Scrivener. There comes a time when the thing you’re writing becomes unwieldy. It’s a chaotic mess of ideas and scenes and timelines and little notes telling you not for forget to make sure your main character has purchased milk before she makes yogurt (or whatever) and you need a rational way of organizing it all. This is when Scrivener becomes your best friend. Scrivener meets writers where they live. They use familiar metaphors like index cards, outlines, stacks of paper and folders, color-coded highlighters, snapshots of ideas, characters sheets, and etc. Only problem is that you can over-organize and you wind up in some infinitely regressing fractal patter of of an outline (I have literally outlined single sentences). But during the shuffley, shifty, outliney phase of writing, it can’t be beat. Scrivener is where I’m doing the majority of my work right now.

Word. Word is fine at all of the above. Not great, but adequate. It sits proudly in the middle of the venn diagram of writing tools like a big fat spider, and it takes up a decent-sized space.

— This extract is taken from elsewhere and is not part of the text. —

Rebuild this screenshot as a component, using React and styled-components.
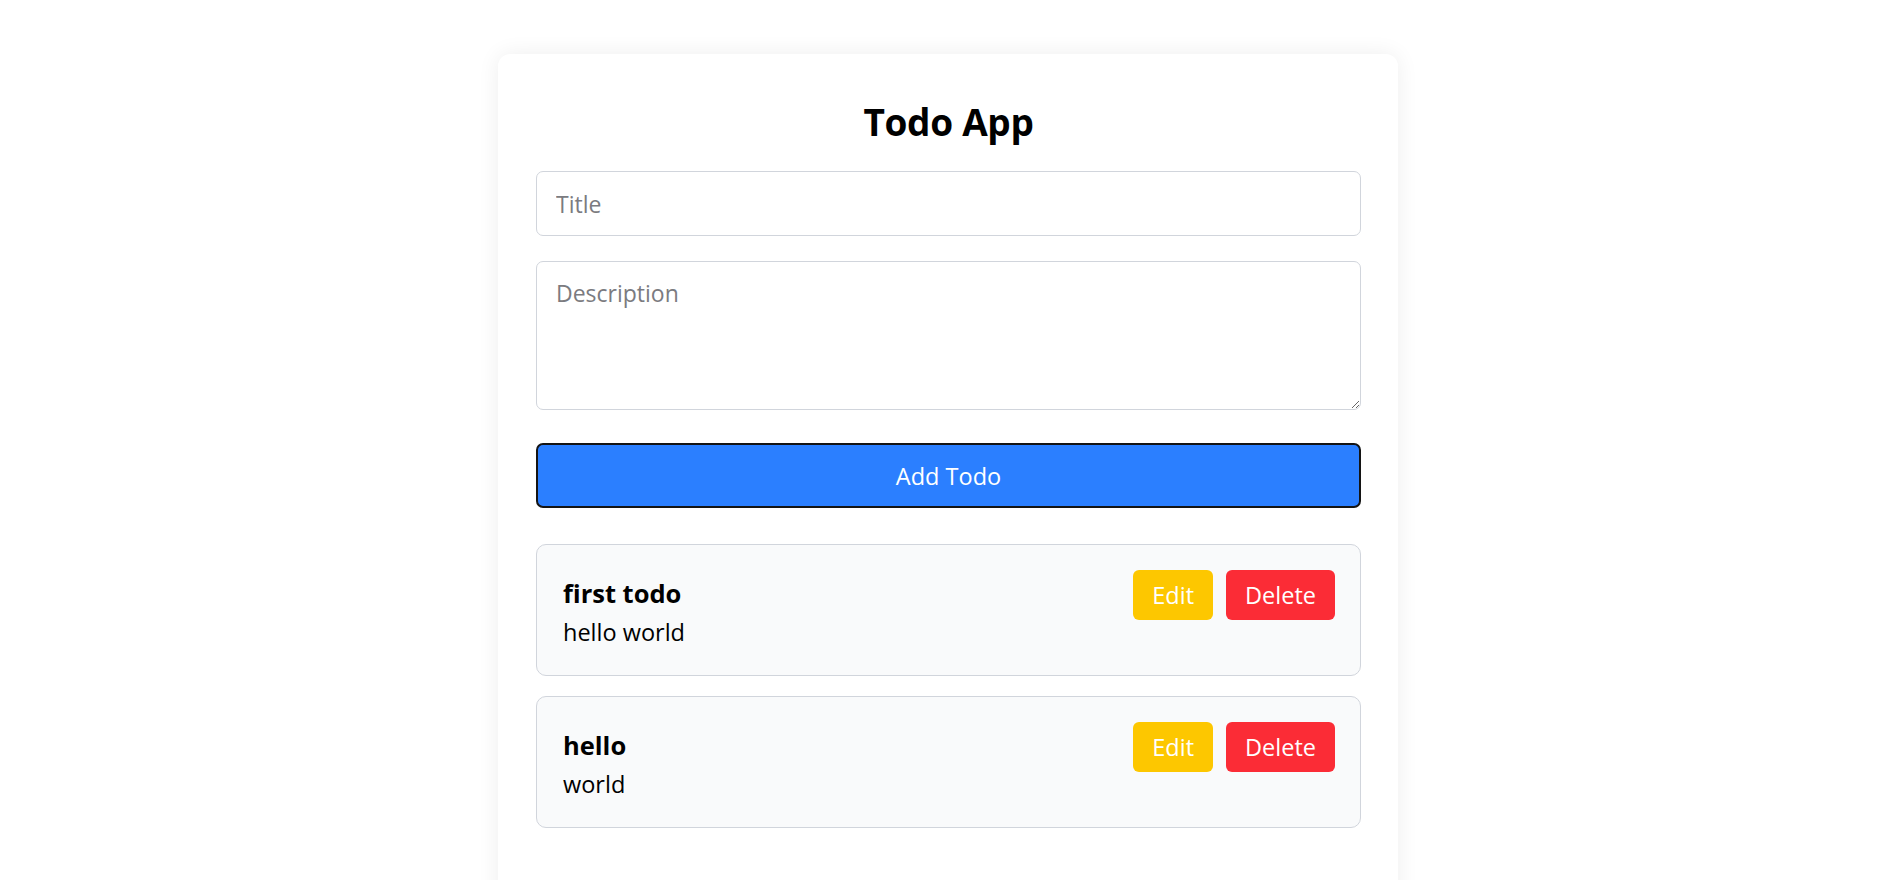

Where Word really shines is editing and proof reading. I love using Word to fix all the horrible things I did during my manuscript’s younger, more creative phases. Word is there to help your little book get shaved and shorn and all cleaned up when it’s time for it to go out and get a job. It’s wonderful for formatting and moving things around, spelling and grammar checking and making sure you don’t use naughty words like “crap.” It’s a working stiff, but it gets shit done.

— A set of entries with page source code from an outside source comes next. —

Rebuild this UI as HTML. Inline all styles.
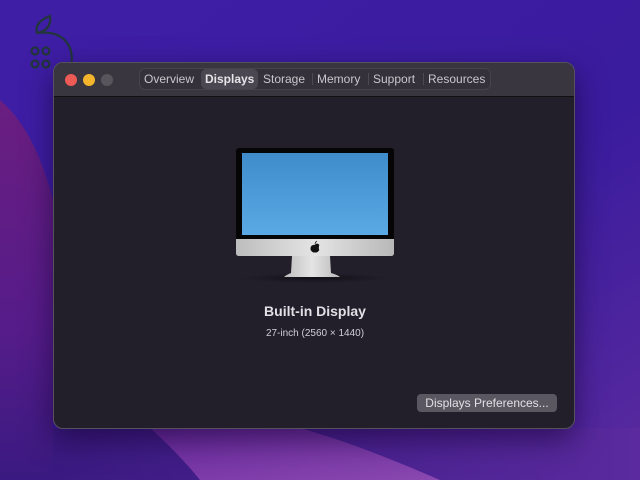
<!DOCTYPE html>
<html><head><style>
*{margin:0;padding:0;box-sizing:border-box}
body{width:640px;height:480px;overflow:hidden;position:relative;font-family:"Liberation Sans",sans-serif;background:#4320a8}
.bg{position:absolute;left:0;top:0}
.win{position:absolute;left:53px;top:62px;width:522px;height:367px;border-radius:10px;background:#221f2b;border:1px solid #55525c;box-shadow:0 10px 30px rgba(20,0,50,.6);overflow:hidden}
.tb{height:34px;background:#39363f;border-bottom:1px solid #111}
.dot{position:absolute;top:11px;width:12px;height:12px;border-radius:50%}
.tabs{position:absolute;left:85px;top:5px;height:22px;width:352px;border:1px solid #46434c;border-radius:6px;background:#34313a;font-size:12px;color:#c9c7cc}
.tabs span{position:absolute;top:0;line-height:20px;white-space:nowrap}
.tabs i{position:absolute;top:4px;width:1px;height:12px;background:#4c4953}
.on{background:#4a4751;border-radius:5px;color:#e6e5e8;font-weight:bold;padding:0 4px}
.t1{position:absolute;left:0;width:522px;top:240px;text-align:center;color:#e2e0e5;font-size:14px;font-weight:bold}
.t2{position:absolute;left:0;width:522px;top:265px;text-align:center;color:#d0ced3;font-size:10px}
.btn{position:absolute;left:363px;top:331px;width:140px;height:18px;border-radius:4px;background:#5a5760;color:#e2e0e5;font-size:12px;text-align:center;line-height:18px}
</style></head><body>
<svg class="bg" width="640" height="480">
<defs>
<linearGradient id="g" x1="0" y1="0" x2="1" y2="1"><stop offset="0" stop-color="#3f1ea6"/><stop offset=".6" stop-color="#3a1c9e"/><stop offset="1" stop-color="#5a2a9e"/></linearGradient>
<linearGradient id="m" x1="0" y1="0" x2="0" y2="1"><stop offset="0" stop-color="#6a1e80"/><stop offset=".6" stop-color="#561c8a"/><stop offset="1" stop-color="#3a1a80"/></linearGradient>
<linearGradient id="b" x1="0" y1="0" x2="1" y2="1"><stop offset="0" stop-color="#6a2a9e"/><stop offset="1" stop-color="#8a48b0"/></linearGradient>
<linearGradient id="d" x1="0" y1="0" x2="1" y2="0"><stop offset="0" stop-color="#3a1a80"/><stop offset=".5" stop-color="#4a2290"/><stop offset="1" stop-color="#5a2a9e"/></linearGradient>
</defs>
<rect width="640" height="480" fill="url(#g)"/>
<path d="M0 100 Q35 130 53 200 L53 480 L0 480Z" fill="url(#m)"/>
<rect x="53" y="428" width="587" height="52" fill="url(#d)"/>
<path d="M150 428 Q180 455 200 480 L440 480 Q360 445 300 428Z" fill="url(#b)"/>
<g fill="none" stroke="#22363a" stroke-width="2.2">
<path d="M37 33 Q34 22 50 16 Q52 30 37 33 Z"/>
<path d="M37 33 Q62 30 70 48 Q74 60 69 72"/>
<circle cx="35" cy="51" r="3.5"/><circle cx="46" cy="51" r="3.5"/><circle cx="35" cy="64" r="3.5"/><circle cx="46" cy="64" r="3.5"/>
</g>
</svg>
<div class="win">
<div class="tb"></div>
<div class="dot" style="left:11px;background:#ee5a55"></div>
<div class="dot" style="left:29px;background:#f4b52c"></div>
<div class="dot" style="left:47px;background:#58565c"></div>
<div class="tabs">
<span style="left:4px">Overview</span>
<span class="on" style="left:61px">Displays</span>
<span style="left:123px">Storage</span><i style="left:172px"></i>
<span style="left:177px">Memory</span><i style="left:228px"></i>
<span style="left:233px">Support</span><i style="left:283px"></i>
<span style="left:288px">Resources</span>
</div>
<svg style="position:absolute;left:170px;top:80px" width="180" height="140">
<defs>
<linearGradient id="s" x1="0" y1="0" x2="0" y2="1"><stop offset="0" stop-color="#3f8ccb"/><stop offset="1" stop-color="#5aa9e4"/></linearGradient>
<linearGradient id="c" x1="0" y1="0" x2="1" y2="0"><stop offset="0" stop-color="#bdbdbd"/><stop offset=".5" stop-color="#e4e4e4"/><stop offset="1" stop-color="#b8b8b8"/></linearGradient>
<radialGradient id="sh"><stop offset="0" stop-color="#000" stop-opacity=".5"/><stop offset="1" stop-color="#000" stop-opacity="0"/></radialGradient>
</defs>
<ellipse cx="90" cy="135" rx="75" ry="5" fill="url(#sh)"/>
<path d="M68 113 L106 113 L107 130 Q114 132 116 134 L60 134 Q62 132 67 130 Z" fill="url(#c)"/>
<rect x="12" y="5" width="158" height="93" rx="3" fill="#050505"/>
<rect x="18" y="10" width="146" height="82" fill="url(#s)"/>
<path d="M12 96 H170 V110 Q170 113 167 113 H15 Q12 113 12 110Z" fill="url(#c)"/>
<path d="M91 102 Q93 100 95 102 Q94 105 95 107 Q93 110 91 109 Q89 110 87 107 Q86 102 91 102Z M91 101 Q91 99 93 98" fill="#111" stroke="#111" stroke-width=".6"/>
</svg>
<div class="t1">Built-in Display</div>
<div class="t2">27-inch (2560 × 1440)</div>
<div class="btn">Displays Preferences...</div>
</div>
</body></html>
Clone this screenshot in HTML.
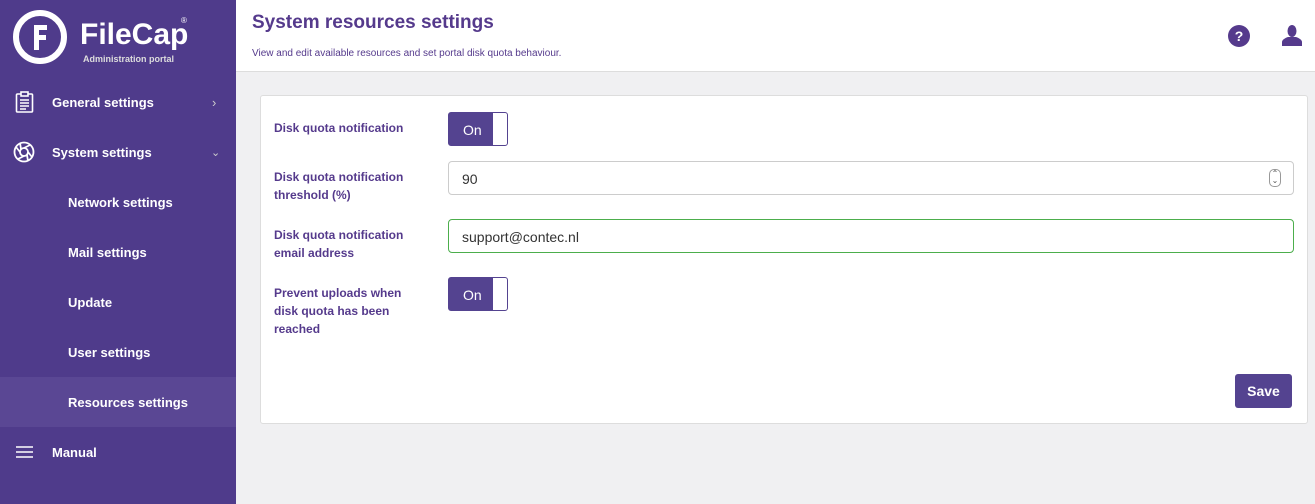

Word does get an honorable mention as a creative tool for it’s aforementioned dictation capabilities. [Note: There was a silly metaphor here about the show Cop Rocks that my wife made me remove because it was “trying too hard”. She was right, but I think the world is diminished for the edit.]
Narration. And last but far from least, Word will read to you. I cannot stress how incredibly fantastic this is. I have always been of the opinion that the written word should be read aloud as part of the refinement process. This opinion became an unyielding insistence once my wife and I began reading to each other at bed time. You can easily tell authors who do and do not hear the words they write. When I wrote Systemic I vowed that it would flow off the tongue.
I have a great friend named Balbir Singh who says the kindest most beautiful words imaginable in marvelous English. Still, he believes himself to be nearly incomprehensible in his second language. When I pointed out the fact that he is highly respected and successful in his field, he told me his secret. Before he sends any email or document out to co-workers, he always uses dictation to ensure that the document flows well and makes sense. Balbir is a genius. Literally he is, but in this case I’m being hyperbolic for emphasis.


When you read your own work aloud (which you definitely should), even when you read somebody else’s work aloud, your brain fills in holes and guesses over misspellings. It will accommodate and compensate for all manner of errors. A computer is not so smart. It reads exactly what is on the page. Your weres and wheres and thoughts and thoughs get straightened out quick. Bonus: You can change Word’s voice, and reading speed to make the experience more pleasurable and quick.
So, never ever send anything to another human before letting a computer read it to you first. Your audio book narrator will thank you.